(Web page code records)
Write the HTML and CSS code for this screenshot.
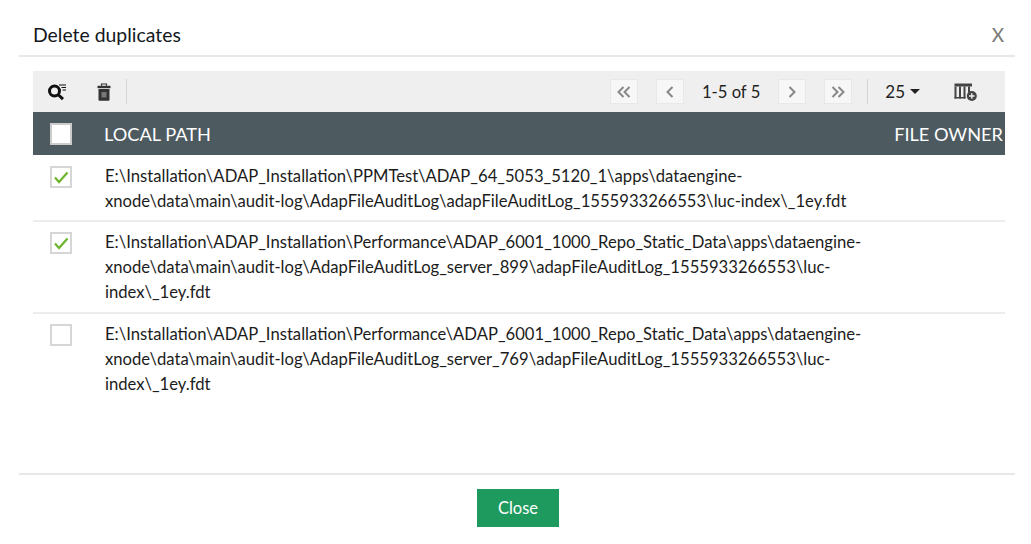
FILE: index.html
```html
<!DOCTYPE html>
<html lang="en">
<head>
<meta charset="utf-8">
<title>Delete duplicates</title>
<link rel="stylesheet" href="styles.css">
</head>
<body>
<div class="dialog">
  <header class="dialog-head">
    <h1 class="dialog-title">Delete duplicates</h1>
    <span class="dialog-close">X</span>
  </header>
  <section class="grid">
    <div class="toolbar">
      <div class="tools-left">
        <svg class="icon-search" viewBox="0 0 20 20" width="20" height="20"><circle cx="7.5" cy="9" r="5" fill="none" stroke="#111" stroke-width="3"/><path d="M11 12.500l5 4.700" stroke="#111" stroke-width="3" fill="none"/><path d="M12 3h7M14.500 5.500h4.500M15.500 8h3.500" stroke="#111" stroke-width="1.200" fill="none"/></svg>
        <svg class="icon-trash" viewBox="0 0 14 18" width="14" height="18"><path d="M0.500 2.800h13v2.400H0.500z" fill="#333"/><path d="M4.500 2.800V1h5v1.800" fill="none" stroke="#333" stroke-width="1.200"/><path d="M1.500 6h11v10.800a1 1 0 0 1-1 1h-9a1 1 0 0 1-1-1z" fill="#333"/><path d="M4.500 9h5v5.500h-5z" fill="#777"/></svg>
        <span class="tool-sep"></span>
      </div>
      <div class="tools-right">
        <span class="page-btn"><svg viewBox="0 0 16 12" width="16" height="12"><path d="M7.500 1L2.500 6l5 5M13.500 1L8.500 6l5 5" fill="none" stroke="#888" stroke-width="2"/></svg></span>
        <span class="page-btn gap-a"><svg viewBox="0 0 8 12" width="8" height="12"><path d="M6.500 1L1.500 6l5 5" fill="none" stroke="#888" stroke-width="2"/></svg></span>
        <span class="page-info">1-5 of 5</span>
        <span class="page-btn"><svg viewBox="0 0 8 12" width="8" height="12"><path d="M1.500 1l5 5-5 5" fill="none" stroke="#888" stroke-width="2"/></svg></span>
        <span class="page-btn gap-b"><svg viewBox="0 0 16 12" width="16" height="12"><path d="M2.500 1l5 5-5 5M8.500 1l5 5-5 5" fill="none" stroke="#888" stroke-width="2"/></svg></span>
        <span class="tool-sep sep-right"></span>
        <span class="page-size">25<i class="caret"></i></span>
        <svg class="icon-cols" viewBox="0 0 24 19" width="24" height="19"><path d="M0.500 0.500h17.500v3H0.500z" fill="#444"/><path d="M0.500 3.500h2v12h-2zM5 3.500h2v12H5zM9.500 3.500h2v12h-2zM14 3.500h2v6h-2z" fill="#444"/><path d="M0.500 14h11v1.500h-11z" fill="#444"/><circle cx="17.800" cy="13" r="5" fill="#444"/><path d="M15 13h5.600M17.800 10.200v5.600" stroke="#eee" stroke-width="1.400"/></svg>
      </div>
    </div>
    <div class="col-head">
      <span class="box box-head"></span>
      <span class="col-path">LOCAL PATH</span>
      <span class="col-owner">FILE OWNER</span>
    </div>
    <div class="row row-two">
      <span class="box"><svg viewBox="0 0 20 20" width="20" height="20"><path d="M4 10.500l4 4.500 8.500-9.500" fill="none" stroke="#6cb52d" stroke-width="2.200"/></svg></span>
      <p class="path">E:\Installation\ADAP_Installation\PPMTest\ADAP_64_5053_5120_1\apps\dataengine-<br>xnode\data\main\audit-log\AdapFileAuditLog\adapFileAuditLog_1555933266553\luc-index\_1ey.fdt</p>
    </div>
    <div class="row">
      <span class="box"><svg viewBox="0 0 20 20" width="20" height="20"><path d="M4 10.500l4 4.500 8.500-9.500" fill="none" stroke="#6cb52d" stroke-width="2.200"/></svg></span>
      <p class="path">E:\Installation\ADAP_Installation\Performance\ADAP_6001_1000_Repo_Static_Data\apps\dataengine-<br>xnode\data\main\audit-log\AdapFileAuditLog_server_899\adapFileAuditLog_1555933266553\luc-<br>index\_1ey.fdt</p>
    </div>
    <div class="row row-last">
      <span class="box"></span>
      <p class="path">E:\Installation\ADAP_Installation\Performance\ADAP_6001_1000_Repo_Static_Data\apps\dataengine-<br>xnode\data\main\audit-log\AdapFileAuditLog_server_769\adapFileAuditLog_1555933266553\luc-<br>index\_1ey.fdt</p>
    </div>
  </section>
  <footer class="dialog-foot">
    <button class="close-btn" type="button">Close</button>
  </footer>
</div>
</body>
</html>
```
FILE: styles.css
```css
* { box-sizing: border-box; }
html, body { margin: 0; padding: 0; background: #fff; }
body { font-family: Lato, "Open Sans", sans-serif; color: #222; width: 1031px; height: 544px; overflow: hidden; }
.dialog { margin: 0 16px 0 19px; height: 544px; display: flex; flex-direction: column; }
.dialog-head { height: 57px; border-bottom: 2px solid #e8e8e8; display: flex; justify-content: space-between; align-items: center; padding: 13px 11px 0 14px; flex: none; }
.dialog-title { margin: 0; font-size: 19.4px; font-weight: 400; color: #14181c; }
.dialog-close { font-size: 19px; color: #777; }
.grid { margin: 14px 10px 0 14px; height: 402px; flex: none; overflow: hidden; }
.toolbar { height: 41px; background: #efefef; display: flex; justify-content: space-between; align-items: center; }
.tools-left, .tools-right { display: flex; align-items: center; }
.tools-left { padding-left: 14px; }
.icon-search { margin-right: 30px; }
.tool-sep { width: 1px; height: 25px; background: #d4d4d4; margin-left: 15px; }
.tools-right { padding-right: 27px; }
.page-btn { width: 28px; height: 25px; background: #f7f7f7; border: 1px solid #e8e8e8; display: flex; align-items: center; justify-content: center; }
.gap-a { margin-left: 18px; }
.page-info { margin: 0 18px; font-size: 16.6px; color: #222; }
.gap-b { margin-left: 18px; }
.sep-right { margin: 0 17px 0 15px; }
.page-size { font-size: 17px; color: #222; display: flex; align-items: center; }
.caret { width: 0; height: 0; border-left: 5px solid transparent; border-right: 5px solid transparent; border-top: 5px solid #222; margin-left: 5px; }
.icon-cols { margin-left: 34px; margin-top: 2px; }
.col-head { height: 43px; background: #4d5a60; display: flex; align-items: center; padding-left: 17px; color: #fff; font-size: 18.2px; white-space: nowrap; }
.col-path { margin-left: 32px; flex: 1; }
.col-owner { margin-right: 2px; }
.box { width: 22px; height: 22px; flex: none; border: 2px solid #d6d6d6; background: #fff; display: block; }
.box svg { display: block; margin: -1px; }
.box-head { background: #fff; border-color: #ccc; }
.row { display: flex; align-items: flex-start; padding: 8px 0 8px 31px; border-bottom: 2px solid #ececec; margin-left: -14px; height: 92px; }
.row-two { height: 67px; padding-top: 9px; }
.row-last { border-bottom: 0; }
.row .box { margin-top: 2px; }
.path { margin: 0 0 0 33px; font-size: 16.65px; line-height: 25px; color: #1c1c1c; white-space: nowrap; }
.dialog-foot { border-top: 2px solid #e8e8e8; padding-top: 14px; display: flex; justify-content: center; }
.close-btn { width: 82px; height: 38px; margin-left: 2px; background: #1f9a5e; border: 0; color: #fff; font-family: inherit; font-size: 16.5px; padding: 0; }
```
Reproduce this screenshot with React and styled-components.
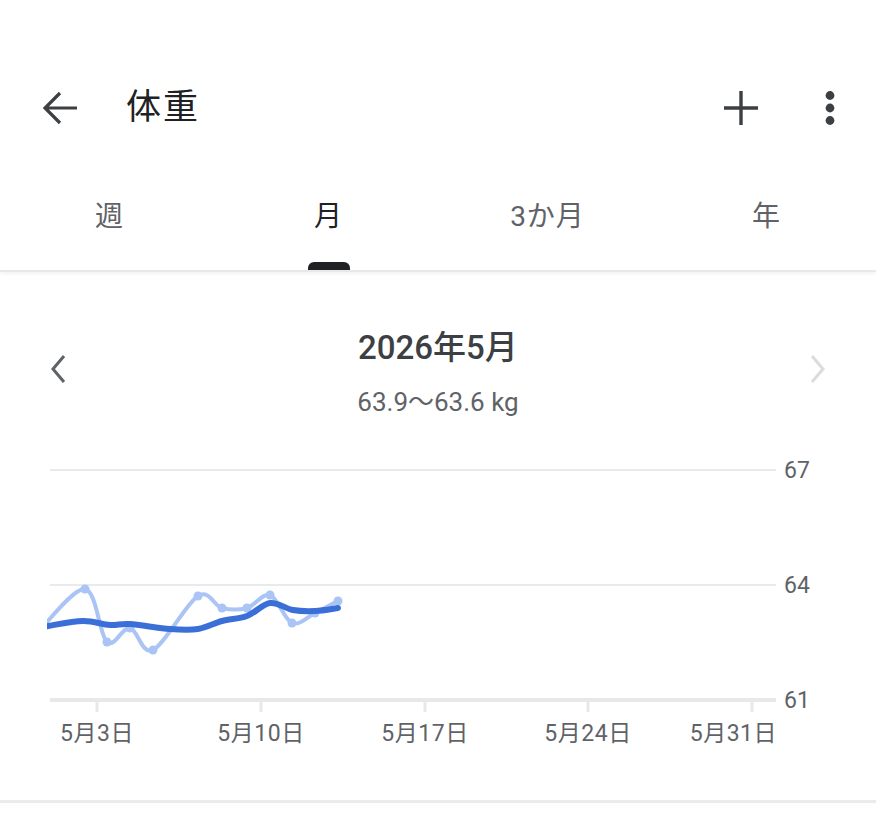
import React from "react";
import styled, { createGlobalStyle } from "styled-components";

const GlobalStyle = createGlobalStyle`
  html, body {
    margin: 0;
    padding: 0;
    background: #fff;
  }
  body {
    font-family: "Roboto", "Noto Sans CJK JP", sans-serif;
    color: #202124;
  }
`;

const Page = styled.div`
  width: 876px;
  min-height: 830px;
  background: #fff;
`;

const TopBar = styled.div`
  display: flex;
  align-items: center;
  height: 96px;
  padding: 60px 36px 0 40px;
  box-sizing: content-box;
`;

const IconButton = styled.div`
  width: ${(p) => p.$size || 52}px;
  height: 52px;
  display: flex;
  align-items: center;
  justify-content: center;
  color: #3c4043;
`;

const Title = styled.div`
  flex: 1;
  margin-left: 46px;
  font-size: 35px;
  line-height: 44px;
  letter-spacing: 2px;
  color: #202124;
`;

const Actions = styled.div`
  display: flex;
  align-items: center;
  gap: 61px;
`;

const Tabs = styled.div`
  display: grid;
  grid-template-columns: repeat(4, 1fr);
  height: 114px;
  border-bottom: 2px solid #e8e8e8;
  box-shadow: 0 2px 3px rgba(0, 0, 0, 0.05);
`;

const Tab = styled.div`
  display: flex;
  flex-direction: column;
  align-items: center;
  justify-content: flex-end;
`;

const TabLabel = styled.div`
  font-size: 28px;
  line-height: 36px;
  letter-spacing: 1px;
  margin-bottom: 27px;
  color: ${(p) => (p.$active ? "#202124" : "#5f6368")};
`;

const Indicator = styled.div`
  width: 42px;
  height: 8px;
  border-radius: 6px 6px 0 0;
  background: ${(p) => (p.$active ? "#202124" : "transparent")};
`;

const RangeHeader = styled.div`
  display: flex;
  align-items: center;
  justify-content: space-between;
  padding: 56px 44px 0 44px;
`;

const Chevron = styled.div`
  width: 28px;
  height: 40px;
  margin-bottom: 8px;
  display: flex;
  align-items: center;
  justify-content: center;
  color: ${(p) => (p.$disabled ? "#dadce0" : "#5f6368")};
`;

const RangeText = styled.div`
  display: flex;
  flex-direction: column;
  align-items: center;
`;

const RangeTitle = styled.div`
  font-size: 33px;
  line-height: 40px;
  font-weight: 500;
  color: #3c4043;
`;

const RangeSub = styled.div`
  margin-top: 19px;
  font-size: 26px;
  line-height: 30px;
  color: #5f6368;
`;

const ChartWrap = styled.div`
  margin-top: 23px;
  height: 320px;
`;

const Footer = styled.div`
  margin-top: 40px;
  border-top: 3px solid #ebebeb;
`;

const light = [
  [38, 192], [85, 149], [107, 202], [130, 188], [153, 210], [198, 156],
  [222, 168], [247, 168], [270, 155], [292, 183], [315, 173], [338, 161],
];

const dark = [
  [30, 190], [48, 186], [83, 181], [110, 185], [130, 184], [170, 189],
  [198, 189], [222, 181], [247, 176], [270, 163], [293, 170], [315, 171],
  [338, 168],
];

// catmull-rom to bezier
const smooth = (pts) => {
  let d = `M${pts[0][0]},${pts[0][1]}`;
  for (let i = 0; i < pts.length - 1; i++) {
    const p0 = pts[i - 1] || pts[i];
    const p1 = pts[i];
    const p2 = pts[i + 1];
    const p3 = pts[i + 2] || p2;
    const c1x = p1[0] + (p2[0] - p0[0]) / 6;
    const c1y = p1[1] + (p2[1] - p0[1]) / 6;
    const c2x = p2[0] - (p3[0] - p1[0]) / 6;
    const c2y = p2[1] - (p3[1] - p1[1]) / 6;
    d += ` C${c1x},${c1y} ${c2x},${c2y} ${p2[0]},${p2[1]}`;
  }
  return d;
};

const grid = [
  { y: 30, label: "67" },
  { y: 145, label: "64" },
];

const ticks = [
  { x: 97, label: "5月3日", anchor: "middle" },
  { x: 261, label: "5月10日", anchor: "middle" },
  { x: 425, label: "5月17日", anchor: "middle" },
  { x: 588, label: "5月24日", anchor: "middle" },
  { x: 752, label: "5月31日", anchor: "end", tx: 777 },
];

const labelFont = 23;

const WeightChart = () => (
  <svg width="876" height="320" viewBox="0 0 876 320">
    <defs>
      <clipPath id="plot">
        <rect x="47" y="0" width="730" height="260" />
      </clipPath>
    </defs>
    {grid.map((g) => (
      <g key={g.label}>
        <line x1="50" x2="776" y1={g.y} y2={g.y} stroke="#e8eaed" strokeWidth="2" />
        <text x="784" y={g.y} dominantBaseline="central" fontSize={labelFont} fill="#5f6368">
          {g.label}
        </text>
      </g>
    ))}
    <line x1="50" x2="776" y1="260" y2="260" stroke="#e8e8e8" strokeWidth="4" />
    <text x="784" y="260" dominantBaseline="central" fontSize={labelFont} fill="#5f6368">
      61
    </text>
    {ticks.map((t) => (
      <g key={t.label}>
        <line x1={t.x} x2={t.x} y1="260" y2="272" stroke="#e8e8e8" strokeWidth="3" />
        <text
          x={t.tx || t.x}
          y="293"
          textAnchor={t.anchor}
          dominantBaseline="central"
          fontSize={labelFont}
          letterSpacing="0.5"
          fill="#5f6368"
        >
          {t.label}
        </text>
      </g>
    ))}
    <g clipPath="url(#plot)">
      <path d={smooth(light)} fill="none" stroke="#aac4f5" strokeWidth="4" strokeLinecap="round" />
      {light.slice(1).map(([x, y]) => (
        <circle key={x} cx={x} cy={y} r="4.5" fill="#aac4f5" />
      ))}
      <path d={smooth(dark)} fill="none" stroke="#3b6fd8" strokeWidth="6" strokeLinecap="round" />
    </g>
  </svg>
);

export default function App() {
  const tabs = ["週", "月", "3か月", "年"];
  return (
    <Page>
      <GlobalStyle />
      <TopBar>
        <IconButton $size={40}>
          <svg width="36" height="34" viewBox="0 0 36 34">
            <path
              d="M35 17H4 M18 2 L3 17 L18 32"
              fill="none"
              stroke="currentColor"
              strokeWidth="3.2"
              strokeLinejoin="miter"
            />
          </svg>
        </IconButton>
        <Title>体重</Title>
        <Actions>
          <IconButton $size={36}>
            <svg width="36" height="36" viewBox="0 0 36 36">
              <path d="M18 1V35 M1 18H35" fill="none" stroke="currentColor" strokeWidth="3.4" />
            </svg>
          </IconButton>
          <IconButton $size={20}>
            <svg width="12" height="36" viewBox="0 0 12 36">
              <circle cx="6" cy="5.5" r="4.4" fill="currentColor" />
              <circle cx="6" cy="18" r="4.4" fill="currentColor" />
              <circle cx="6" cy="30.5" r="4.4" fill="currentColor" />
            </svg>
          </IconButton>
        </Actions>
      </TopBar>
      <Tabs>
        {tabs.map((t) => (
          <Tab key={t}>
            <TabLabel $active={t === "月"}>{t}</TabLabel>
            <Indicator $active={t === "月"} />
          </Tab>
        ))}
      </Tabs>
      <RangeHeader>
        <Chevron>
          <svg width="18" height="30" viewBox="0 0 18 30">
            <path d="M15 2 L4 15 L15 28" fill="none" stroke="currentColor" strokeWidth="3" />
          </svg>
        </Chevron>
        <RangeText>
          <RangeTitle>2026年5月</RangeTitle>
          <RangeSub>63.9〜63.6 kg</RangeSub>
        </RangeText>
        <Chevron $disabled>
          <svg width="18" height="30" viewBox="0 0 18 30">
            <path d="M3 2 L14 15 L3 28" fill="none" stroke="currentColor" strokeWidth="3" />
          </svg>
        </Chevron>
      </RangeHeader>
      <ChartWrap>
        <WeightChart />
      </ChartWrap>
      <Footer />
    </Page>
  );
}
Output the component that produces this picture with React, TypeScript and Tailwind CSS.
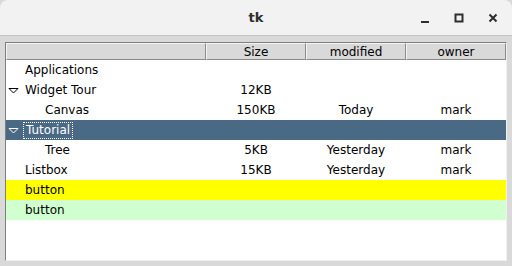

- Task details -
Go through the records and pull out each line that includes the word "React".

- Result -
Reproduce this screenshot with React and styled-components.
import React from "react";
Output the component that produces this picture with React, TypeScript and Tailwind CSS.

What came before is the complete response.